(Records from a collection)
· · ·

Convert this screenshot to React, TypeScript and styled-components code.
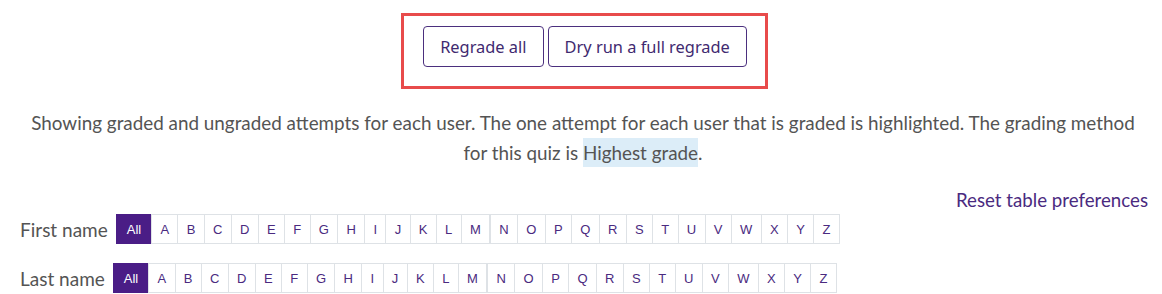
import React from "react";
import styled, { createGlobalStyle } from "styled-components";

const Global = createGlobalStyle`
  html, body { margin: 0; padding: 0; background: #fff; }
  body { font-family: Lato, "Noto Sans", sans-serif; color: #545454; }
`;

const Page = styled.div`
  width: 1162px;
  box-sizing: border-box;
  padding: 13px 14px 0 20px;
  display: flex;
  flex-direction: column;
`;

const Highlight = styled.div`
  align-self: center;
  margin-left: 1px;
  display: flex;
  gap: 4px;
  border: 3px solid #e84b4b;
  padding: 10px 18px 19px 19px;
`;

const OutlineButton = styled.button`
  height: 41px;
  padding: 0 16px;
  background: #fff;
  border: 1px solid #4b2f7e;
  border-radius: 4px;
  color: #3f2a70;
  font-family: "Noto Sans", sans-serif;
  font-size: 16.4px;
  cursor: pointer;
`;

const Info = styled.p`
  margin: 19px 0 0 0;
  padding: 0 2px 0 0;
  text-align: center;
  font-size: 18.85px;
  line-height: 30px;
  color: #545454;
`;

const Mark = styled.span`
  background: #dcedf8;
  padding: 3px 0;
`;

const ResetRow = styled.div`
  display: flex;
  justify-content: flex-end;
  margin-top: 20px;
`;

const ResetLink = styled.a`
  font-size: 18.7px;
  color: #4a2a80;
  text-decoration: none;
  line-height: 24px;
`;

const FilterRow = styled.div<{ $mt: number }>`
  display: flex;
  align-items: center;
  gap: 8px;
  margin-top: ${(p) => p.$mt}px;
`;

const Label = styled.span`
  font-size: 19px;
  color: #545454;
`;

const Letters = styled.div`
  display: flex;
`;

const Letter = styled.a<{ $active?: boolean; $split?: boolean }>`
  height: 30px;
  box-sizing: border-box;
  display: flex;
  align-items: center;
  justify-content: center;
  padding: 0 ${(p) => (p.$active ? 10 : 8.3)}px;
  margin-left: ${(p) => (p.$split ? 0 : -1)}px;
  border: 1px solid ${(p) => (p.$active ? "#4a1d86" : "#dee2e6")};
  background: ${(p) => (p.$active ? "#4a1d86" : "#fff")};
  color: ${(p) => (p.$active ? "#fff" : "#4a2a80")};
  font-family: "Liberation Sans", Arial, sans-serif;
  font-size: 13px;
  &:first-child { margin-left: 0; }
`;

const ALPHA = "ABCDEFGHIJKLMNOPQRSTUVWXYZ".split("");

function Initials({ label, mt }: { label: string; mt: number }) {
  return (
    <FilterRow $mt={mt}>
      <Label>{label}</Label>
      <Letters>
        <Letter $active>All</Letter>
        {ALPHA.map((c) => (
          <Letter key={c} $split={c === "N"}>
            {c}
          </Letter>
        ))}
      </Letters>
    </FilterRow>
  );
}

export default function App() {
  return (
    <>
      <Global />
      <Page>
        <Highlight>
          <OutlineButton>Regrade all</OutlineButton>
          <OutlineButton>Dry run a full regrade</OutlineButton>
        </Highlight>
        <Info>
          Showing graded and ungraded attempts for each user. The one attempt for each user that is graded is highlighted. The grading method
          <br />
          for this quiz is <Mark>Highest grade</Mark>.
        </Info>
        <ResetRow>
          <ResetLink href="#">Reset table preferences</ResetLink>
        </ResetRow>
        <Initials label="First name" mt={2} />
        <Initials label="Last name" mt={19} />
      </Page>
    </>
  );
}
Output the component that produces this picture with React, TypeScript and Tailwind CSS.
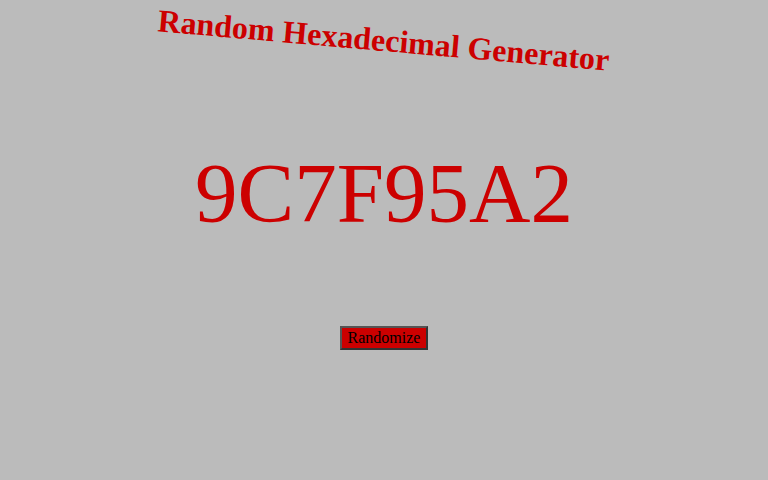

· · ·

» **EXERCISE PROMPT**:
Print all of the records shown above exactly, leaving out each picture.

» **RESPONSE TO THIS EXERCISE**:
Convert this screenshot to React, TypeScript and styled-components code.
import React from "react";
import styled, { createGlobalStyle } from "styled-components";

const Global = createGlobalStyle`
  html, body { margin: 0; padding: 0; background: #fff; }
  body { font-family: Lato, "Noto Sans", sans-serif; color: #545454; }
`;

const Page = styled.div`
  width: 1162px;
  box-sizing: border-box;
  padding: 13px 14px 0 20px;
  display: flex;
  flex-direction: column;
`;

const Highlight = styled.div`
  align-self: center;
  margin-left: 1px;
  display: flex;
  gap: 4px;
  border: 3px solid #e84b4b;
  padding: 10px 18px 19px 19px;
`;

const OutlineButton = styled.button`
  height: 41px;
  padding: 0 16px;
  background: #fff;
  border: 1px solid #4b2f7e;
  border-radius: 4px;
  color: #3f2a70;
  font-family: "Noto Sans", sans-serif;
  font-size: 16.4px;
  cursor: pointer;
`;

const Info = styled.p`
  margin: 19px 0 0 0;
  padding: 0 2px 0 0;
  text-align: center;
  font-size: 18.85px;
  line-height: 30px;
  color: #545454;
`;

const Mark = styled.span`
  background: #dcedf8;
  padding: 3px 0;
`;

const ResetRow = styled.div`
  display: flex;
  justify-content: flex-end;
  margin-top: 20px;
`;

const ResetLink = styled.a`
  font-size: 18.7px;
  color: #4a2a80;
  text-decoration: none;
  line-height: 24px;
`;

const FilterRow = styled.div<{ $mt: number }>`
  display: flex;
  align-items: center;
  gap: 8px;
  margin-top: ${(p) => p.$mt}px;
`;

const Label = styled.span`
  font-size: 19px;
  color: #545454;
`;

const Letters = styled.div`
  display: flex;
`;

const Letter = styled.a<{ $active?: boolean; $split?: boolean }>`
  height: 30px;
  box-sizing: border-box;
  display: flex;
  align-items: center;
  justify-content: center;
  padding: 0 ${(p) => (p.$active ? 10 : 8.3)}px;
  margin-left: ${(p) => (p.$split ? 0 : -1)}px;
  border: 1px solid ${(p) => (p.$active ? "#4a1d86" : "#dee2e6")};
  background: ${(p) => (p.$active ? "#4a1d86" : "#fff")};
  color: ${(p) => (p.$active ? "#fff" : "#4a2a80")};
  font-family: "Liberation Sans", Arial, sans-serif;
  font-size: 13px;
  &:first-child { margin-left: 0; }
`;

const ALPHA = "ABCDEFGHIJKLMNOPQRSTUVWXYZ".split("");

function Initials({ label, mt }: { label: string; mt: number }) {
  return (
    <FilterRow $mt={mt}>
      <Label>{label}</Label>
      <Letters>
        <Letter $active>All</Letter>
        {ALPHA.map((c) => (
          <Letter key={c} $split={c === "N"}>
            {c}
          </Letter>
        ))}
      </Letters>
    </FilterRow>
  );
}

export default function App() {
  return (
    <>
      <Global />
      <Page>
        <Highlight>
          <OutlineButton>Regrade all</OutlineButton>
          <OutlineButton>Dry run a full regrade</OutlineButton>
        </Highlight>
        <Info>
          Showing graded and ungraded attempts for each user. The one attempt for each user that is graded is highlighted. The grading method
          <br />
          for this quiz is <Mark>Highest grade</Mark>.
        </Info>
        <ResetRow>
          <ResetLink href="#">Reset table preferences</ResetLink>
        </ResetRow>
        <Initials label="First name" mt={2} />
        <Initials label="Last name" mt={19} />
      </Page>
    </>
  );
}
Output the component that produces this picture with React, TypeScript and Tailwind CSS.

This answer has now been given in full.